Writing Slave Dialogue

Monday, December 4, 2017


My current work-in-progress is about a Mississippi riverboat disaster, and part of it is set in Louisiana. The year is 1850, and slavery is still going strong. One of the supporting characters is a twelve-year-old slave, and that creates a dialogue problem.

I want Caleb’s dialogue to sound authentic, but I also want it to be readable and respectful. By respectful I mean that I’m trying to avoid stereotypes and also that I don’t want to give the impression that Caleb is less intelligent than my white protagonist, Lizzie. So how can I write dialogue that accomplishes all three goals?

Resources on writing dialects suggest choosing a few common characteristics identified with the dialect and that differ from what many people call “standard English.” Some sources suggest using them in the initial dialogue and then reverting to occasional references to remind readers that the character is speaking in dialect. Others suggest consistent use throughout. That sounds good in theory, but it is much harder in practice.

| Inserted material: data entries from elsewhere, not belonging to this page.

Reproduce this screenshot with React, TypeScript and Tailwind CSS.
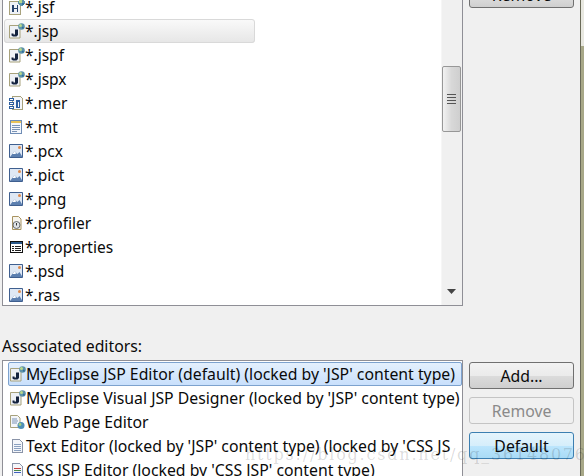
import React from "react";

const Globe = () => (
  <>
    <circle cx="12.500" cy="3.500" r="3.300" fill="#5f93a8" />
    <circle cx="11.500" cy="2.500" r="1.500" fill="#b8d88a" />
    <circle cx="13.800" cy="4.800" r="1" fill="#2f6f9f" />
  </>
);
const J = () => (
  <svg width="16" height="16" viewBox="0 0 16 16" className="shrink-0">
    <path d="M.5 2.500h10.500v12.500H.5z" fill="#eef1f6" stroke="#a8a27c" />
    <path d="M6 6.500h3v5.500l-1.500 1.500H4l-1.500-1v-2h2v1h1.500z" fill="#14233f" />
    <Globe />
  </svg>
);
const H = () => (
  <svg width="16" height="16" viewBox="0 0 16 16" className="shrink-0" shapeRendering="crispEdges">
    <path d="M.5 2.500h10.500v12.500H.5z" fill="#eef1f6" stroke="#a8a27c" />
    <path d="M3 6h1.500v3h3V6H9v7H7.500v-3h-3v3H3z" fill="#24406a" />
    <Globe />
  </svg>
);
const Img = () => (
  <svg width="16" height="16" viewBox="0 0 16 16" className="shrink-0">
    <path d="M.5 1.500h13v13H.5z" fill="#dfe8f4" stroke="#3f5f8f" />
    <path d="M1 14l4.500-6 3 3 2-2 3 5z" fill="#5d80b0" />
    <path d="M3.500 11l2-3 2 2.500-2 .5z" fill="#fff" />
    <circle cx="10.500" cy="4.500" r="1.500" fill="#e08a4a" />
  </svg>
);
const Mer = () => (
  <svg width="16" height="16" viewBox="0 0 16 16" className="shrink-0" shapeRendering="crispEdges">
    <path d="M3.500 1.500h8l2 2v11h-10z" fill="#f4f6fa" stroke="#a8a27c" />
    <path d="M7 5h4v8H7zM8.500 6.500v5h1v-5z" fill="#2d5f9f" fillRule="evenodd" />
    <path d="M.5 3.500h4v2h-4zM.5 7.500h4v2h-4zM.5 11.500h4v2h-4z" fill="#fff" stroke="#2d5f9f" />
  </svg>
);
const Mt = () => (
  <svg width="16" height="16" viewBox="0 0 16 16" className="shrink-0" shapeRendering="crispEdges">
    <path d="M1.500 1.500h11v13h-11z" fill="#f4f7fc" stroke="#6f8db5" />
    <path d="M2 2h10v2H2z" fill="#e8c35a" />
    <path d="M3 6h8M3 8h8M3 10h8M3 12h5" stroke="#7a93b5" />
  </svg>
);
const Prof = () => (
  <svg width="16" height="16" viewBox="0 0 16 16" className="shrink-0">
    <path d="M3.500 1.500h6l2.500 2.500v10.500h-8.500z" fill="#f7f5ee" stroke="#a89360" />
    <circle cx="7.500" cy="10" r="3.500" fill="#dfe3e6" stroke="#666a70" />
    <path d="M7.500 8v2.500" stroke="#333" />
  </svg>
);
const Props = () => (
  <svg width="16" height="16" viewBox="0 0 16 16" className="shrink-0" shapeRendering="crispEdges">
    <path d="M1.500 2.500h12v11h-12z" fill="#fff" stroke="#111" />
    <path d="M2 3h11v2H2z" fill="#2b5a8c" />
    <path d="M3 7h2M6 7h6M3 9h2M6 9h6M3 11h2M6 11h6" stroke="#222" />
  </svg>
);
const Web = () => (
  <svg width="16" height="16" viewBox="0 0 16 16" className="shrink-0">
    <path d="M.5 1.500h7l2.500 2.500v9.500H.5z" fill="#f4f6fa" stroke="#a8a27c" />
    <path d="M2 5h5M2 7h6M2 9h5" stroke="#7a93b5" />
    <circle cx="11" cy="11.500" r="3.500" fill="#4f8fb8" />
    <circle cx="10" cy="10.500" r="1.400" fill="#a6d07e" />
  </svg>
);
const Txt = () => (
  <svg width="16" height="16" viewBox="0 0 16 16" className="shrink-0" shapeRendering="crispEdges">
    <path d="M2.500 1.500h7l3 3v10h-10z" fill="#f4f6fa" stroke="#8a94a8" />
    <path d="M4 6h7M4 8h7M4 10h7M4 12h7" stroke="#8aa0c0" />
  </svg>
);
const Css = () => (
  <svg width="16" height="16" viewBox="0 0 16 16" className="shrink-0" shapeRendering="crispEdges">
    <path d="M2.500 1.500h7l3 3v10h-10z" fill="#f4f6fa" stroke="#8a94a8" />
    <path d="M4 6h7" stroke="#c04040" />
    <path d="M4 8h7" stroke="#4a8a4a" />
    <path d="M4 10h7" stroke="#4060c0" />
  </svg>
);

const files: [React.ReactNode, string, boolean?][] = [
  [<H />, "*.jsf"],
  [<J />, "*.jsp", true],
  [<J />, "*.jspf"],
  [<J />, "*.jspx"],
  [<Mer />, "*.mer"],
  [<Mt />, "*.mt"],
  [<Img />, "*.pcx"],
  [<Img />, "*.pict"],
  [<Img />, "*.png"],
  [<Prof />, "*.profiler"],
  [<Props />, "*.properties"],
  [<Img />, "*.psd"],
  [<Img />, "*.ras"],
];
const editors: [React.ReactNode, string, boolean?][] = [
  [<J />, "MyEclipse JSP Editor (default) (locked by 'JSP' content type)", true],
  [<J />, "MyEclipse Visual JSP Designer (locked by 'JSP' content type)"],
  [<Web />, "Web Page Editor"],
  [<Txt />, "Text Editor (locked by 'JSP' content type) (locked by 'CSS JS"],
  [<Css />, "CSS JSP Editor (locked by 'CSS JSP' content type)"],
];

export default function App() {
  return (
    <div className="relative w-[584px] h-[476px] overflow-hidden bg-[#f0f0f0] flex text-[15.8px] leading-6 text-[#0a0a0a] font-['Noto_Sans',sans-serif]">
      <div className="w-[580px] shrink-0 flex flex-col">
        <div className="flex h-[306px] shrink-0 items-end">
          <div className="ml-[2px] w-[461px] h-[325px] shrink-0 border border-[#8f8f96] bg-white flex">
            <div className="flex-1 pt-[13px] pl-[1px] pr-[1px] overflow-hidden text-[15.5px]">
              {files.map(([icon, label, hover]) => (
                <div
                  key={label}
                  className={`h-6 flex items-center pl-[5px] gap-0 rounded-[3px] w-[251px] ${hover ? "bg-gradient-to-b from-[#fafafa] to-[#e6e6e6] outline outline-1 -outline-offset-1 outline-[#d9d9d9]" : ""}`}
                >
                  {icon}
                  <span>{label}</span>
                </div>
              ))}
            </div>
            <div className="w-[21px] shrink-0 bg-[#f0f0f0] border-l border-[#f6f6f6] flex flex-col">
              <div className="h-[84px] shrink-0" />
              <div className="w-[19px] h-[66px] shrink-0 rounded-[2px] border border-[#979797] bg-gradient-to-r from-[#f2f2f2] via-[#d8d8d8] to-[#cfcfcf] flex flex-col items-center justify-center gap-[2px]">
                <div className="w-[9px] h-px bg-[#555]" />
                <div className="w-[9px] h-px bg-[#555]" />
                <div className="w-[9px] h-px bg-[#555]" />
                <div className="w-[9px] h-px bg-[#555]" />
              </div>
              <div className="flex-1" />
              <div className="h-[16px] flex items-start justify-center pr-[2px]">
                <svg width="9" height="5" viewBox="0 0 9 5"><path d="M0 0h9L4.500 5z" fill="#444" /></svg>
              </div>
            </div>
          </div>
          <div className="ml-[6px] w-[105px] self-start -mt-[19px] h-[27px] rounded-[3px] border border-[#707070] bg-gradient-to-b from-[#f2f2f2] to-[#cfcfcf] flex items-center justify-center">Remove</div>
        </div>
        <div className="h-[54px] shrink-0 pl-[2px] pt-[28px] leading-[24px]">Associated editors:</div>
        <div className="flex flex-1 min-h-0">
          <div className="ml-[2px] w-[461px] h-[200px] shrink-0 border border-[#8f8f96] bg-white pt-[1px] pl-[5px]">
            {editors.map(([icon, label, sel]) => (
              <div
                key={label}
                className={`h-6 flex items-center gap-0 whitespace-nowrap overflow-hidden w-[454px] ${sel ? "pl-[1px] rounded-[2px] border border-[#7da2ce] bg-gradient-to-b from-[#e4f0fd] to-[#c9e0fc]" : "pl-[2px]"}`}
              >
                {icon}
                <span>{label}</span>
              </div>
            ))}
          </div>
          <div className="ml-[6px] w-[105px] flex flex-col gap-[8px] pt-[2px]">
            <div className="h-[27px] rounded-[3px] border border-[#707070] bg-[linear-gradient(to_bottom,#f2f2f2_0%,#ebebeb_50%,#dcdcdc_50%,#cfcfcf_100%)] flex items-center justify-center">Add...</div>
            <div className="h-[27px] rounded-[3px] border border-[#c4c4c4] bg-[#f0f0f0] text-[#8a8a8a] flex items-center justify-center">Remove</div>
            <div className="h-[27px] rounded-[3px] border border-[#3c7fb1] bg-[linear-gradient(to_bottom,#e5f4fc_0%,#d6eefb_50%,#bde6fd_50%,#a9dbf6_100%)] flex items-center justify-center">Default</div>
          </div>
        </div>
      </div>
      <div className="flex-1 flex flex-col border-l border-[#6a6a58]">
        <div className="h-[46px] bg-[#e8e8e0]" />
        <div className="flex-1 bg-[#a8a888]" />
      </div>
      <div className="absolute left-[245px] top-[443px] text-[16px] leading-6 tracking-[1.8px] text-[#00000026] font-['DejaVu_Serif',serif] whitespace-nowrap pointer-events-none">https://blog.csdn.net/qq_36148076</div>
    </div>
  );
}
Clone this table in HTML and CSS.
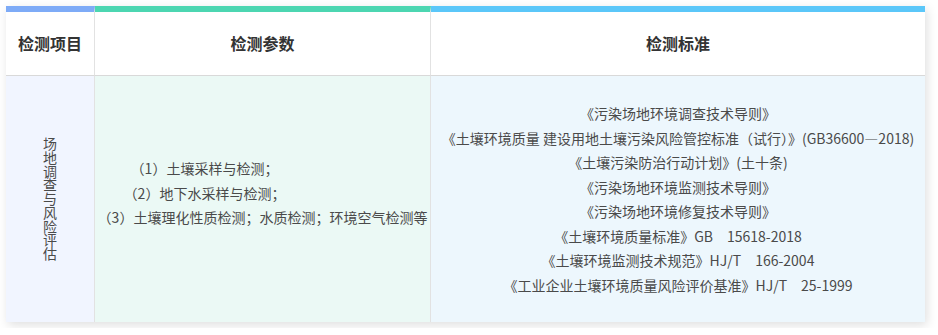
FILE: index.html
```html
<!DOCTYPE html>
<html lang="zh-CN">
<head>
<meta charset="utf-8">
<title>检测项目</title>
<link rel="stylesheet" href="styles.css">
</head>
<body>
<div class="table">
  <div class="head head-item">检测项目</div>
  <div class="head head-param">检测参数</div>
  <div class="head head-std">检测标准</div>

  <div class="cell cell-item">
    <div class="vertical">场地调查与风险评估</div>
  </div>
  <div class="cell cell-param">
    <div class="param-list">
      <div class="param p1">（1）土壤采样与检测；</div>
      <div class="param p2">（2）地下水采样与检测；</div>
      <div class="param p3">（3）土壤理化性质检测；水质检测；环境空气检测等</div>
    </div>
  </div>
  <div class="cell cell-std">
    <div class="std-list">
      <div>《污染场地环境调查技术导则》</div>
      <div>《土壤环境质量 建设用地土壤污染风险管控标准（试行）》(GB36600—2018)</div>
      <div>《土壤污染防治行动计划》(土十条)</div>
      <div>《污染场地环境监测技术导则》</div>
      <div>《污染场地环境修复技术导则》</div>
      <div>《土壤环境质量标准》GB　15618-2018</div>
      <div>《土壤环境监测技术规范》HJ/T　166-2004</div>
      <div>《工业企业土壤环境质量风险评价基准》HJ/T　25-1999</div>
    </div>
  </div>
</div>
</body>
</html>
```

FILE: styles.css
```css
html, body {
  margin: 0;
  padding: 0;
  background: #ffffff;
}

body {
  padding: 6px;
  font-family: "Noto Sans CJK SC", "Noto Sans", sans-serif;
}

.table {
  width: 919px;
  display: grid;
  grid-template-columns: 89px 336px 494px;
  grid-template-rows: 70px 246px;
  box-shadow: 2px 3px 10px rgba(0, 0, 0, 0.13);
  background: #ffffff;
}

.head {
  box-sizing: border-box;
  display: flex;
  align-items: center;
  justify-content: center;
  background: #ffffff;
  border-top: 6px solid;
  border-bottom: 1px solid #d9d9d9;
  font-size: 16px;
  font-weight: bold;
  color: #333333;
  padding-bottom: 1px;
}

.head-item {
  border-top-color: #7eabf7;
  border-right: 1px solid #e2e2e2;
}

.head-param {
  border-top-color: #4cd6b1;
  border-right: 1px solid #e2e2e2;
}

.head-std {
  border-top-color: #5bc7f9;
}

.cell {
  box-sizing: border-box;
  display: flex;
  align-items: center;
  justify-content: center;
  font-size: 14px;
  color: #4a4a4a;
}

.cell-item {
  background: #f1f5ff;
  border-right: 1px solid #e2e2e2;
}

.vertical {
  width: 14px;
  line-height: 13.7px;
  text-align: center;
  word-break: break-all;
}

.cell-param {
  background: #ebf9f5;
  border-right: 1px solid #e2e2e2;
}

.param-list {
  display: flex;
  flex-direction: column;
  align-items: flex-start;
  line-height: 24.5px;
  padding-bottom: 12px;
}

.p1 {
  padding-left: 33px;
}

.p2 {
  padding-left: 26px;
}

.cell-std {
  background: #edf7fd;
}

.std-list {
  text-align: center;
  line-height: 24.5px;
  white-space: nowrap;
}
```
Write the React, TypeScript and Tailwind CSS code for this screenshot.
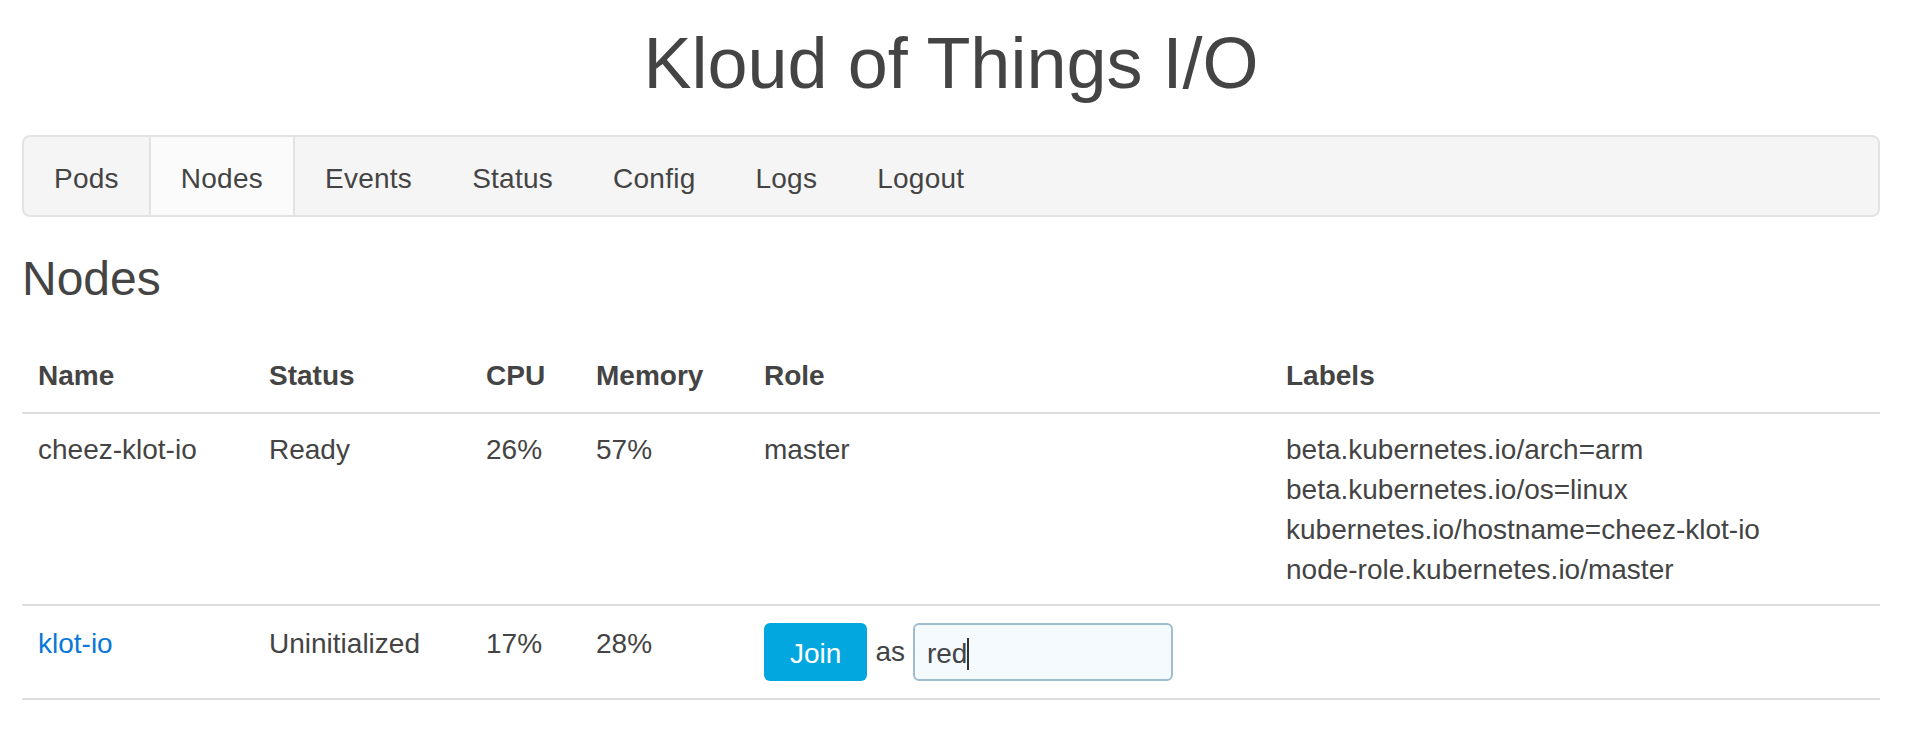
const tabs = ["Pods", "Nodes", "Events", "Status", "Config", "Logs", "Logout"];

const labels = [
  "beta.kubernetes.io/arch=arm",
  "beta.kubernetes.io/os=linux",
  "kubernetes.io/hostname=cheez-klot-io",
  "node-role.kubernetes.io/master",
];

function NavBar() {
  return (
    <nav className="mt-[32px] flex h-[82px] rounded-[8px] border-2 border-[#e3e3e3] bg-[#f5f5f5]">
      {tabs.map((tab) => (
        <a
          key={tab}
          className={`px-[30px] pt-[22px] pb-[16px] text-[28px] leading-[40px] tracking-[0.25px] text-[#444] ${
            tab === "Nodes" ? "border-x-2 border-[#e3e3e3] bg-[#fbfbfb]" : ""
          }`}
        >
          {tab}
        </a>
      ))}
    </nav>
  );
}

export default function App() {
  const th = "border-b-2 border-[#dddddd] px-[16px] pt-[18px] pb-[16px] text-left align-bottom font-bold leading-[40px]";
  const td1 = "border-b-2 border-[#dddddd] px-[16px] pt-[16px] pb-[14px] align-top leading-[40px]";
  const td2 = "border-b-2 border-[#dddddd] px-[16px] pt-[18px] pb-[16px] align-top leading-[40px]";

  return (
    <div className="min-h-screen bg-white pl-[22px] pr-[30px] font-['Liberation_Sans',Arial,sans-serif] text-[28px] text-[#444]">
      <h1 className="pt-[24px] text-center text-[72px] font-normal leading-[1.1]">Kloud of Things I/O</h1>
      <NavBar />
      <h2 className="mt-[36px] text-[48px] font-normal leading-[1.1]">Nodes</h2>
      <table className="mt-[32px] w-full table-fixed border-separate border-spacing-0">
        <colgroup>
          <col className="w-[231px]" />
          <col className="w-[217px]" />
          <col className="w-[110px]" />
          <col className="w-[168px]" />
          <col className="w-[522px]" />
          <col />
        </colgroup>
        <thead>
          <tr>
            <th className={th}>Name</th>
            <th className={th}>Status</th>
            <th className={th}>CPU</th>
            <th className={th}>Memory</th>
            <th className={th}>Role</th>
            <th className={th}>Labels</th>
          </tr>
        </thead>
        <tbody>
          <tr>
            <td className={td1}>cheez-klot-io</td>
            <td className={td1}>Ready</td>
            <td className={td1}>26%</td>
            <td className={td1}>57%</td>
            <td className={td1}>master</td>
            <td className={td1}>
              {labels.map((label) => (
                <div key={label}>{label}</div>
              ))}
            </td>
          </tr>
          <tr>
            <td className={td2}>
              <a className="text-[#0a78d9]">klot-io</a>
            </td>
            <td className={td2}>Uninitialized</td>
            <td className={td2}>17%</td>
            <td className={td2}>28%</td>
            <td className={td2}>
              <div className="-mt-[2px] flex h-[60px] items-start gap-[8px]">
                <button className="mt-[1px] h-[58px] rounded-[6px] bg-[#02a7df] px-[26px] pt-[4px] leading-[40px] text-white" type="button">
                  Join
                </button>
                <span className="mt-[10px]">as</span>
                <div className="mt-[1px] flex h-[58px] w-[260px] items-center rounded-[6px] border-2 border-[#9dbdd0] bg-[#f5faff] px-[12px] pt-[4px]">
                  <span>red</span>
                  <span className="h-[32px] w-[2px] bg-[#333]" />
                </div>
              </div>
            </td>
            <td className={td2}></td>
          </tr>
        </tbody>
      </table>
    </div>
  );
}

Obviously, the first step is to study the actual dialect. My primary resource for slave dialect is the slave narratives collected by the Federal Writers’ Project during the Great Depression (available at the Library of Congress website (https://www.loc.gov/collections/slave-narratives-from-the-federal-writers-project-1936-to-1938/about-this-collection/). I have read a number of them looking for common characteristics that I can incorporate into Caleb’s speech.

The most dominant characteristic—used extensively in each narrative—has the speakers replacing “th” with “d,” as in “dese” instead of “these.” Unfortunately, I’m concerned that doing that may violate all three of my goals, making the dialogue hard to read, stereotypical, and unintelligent sounding. Take, for example, this sentence where Caleb tells Lizzie about the poisonous snakes in the bayou: “Dey only bite when you step on dem or dey are mad.” So even though that’s the most dominant characteristic, I may ignore it and concentrate on dropped “a”s at the beginning of words (“bout” for “about”),” dropped “g”s in words ending with “ng” (“talkin” for “talking”), and a few idioms such as “ain’t” and “chilluns” (children).

I’m only halfway through the second draft, so I still have time to figure it out.

But it’s hard.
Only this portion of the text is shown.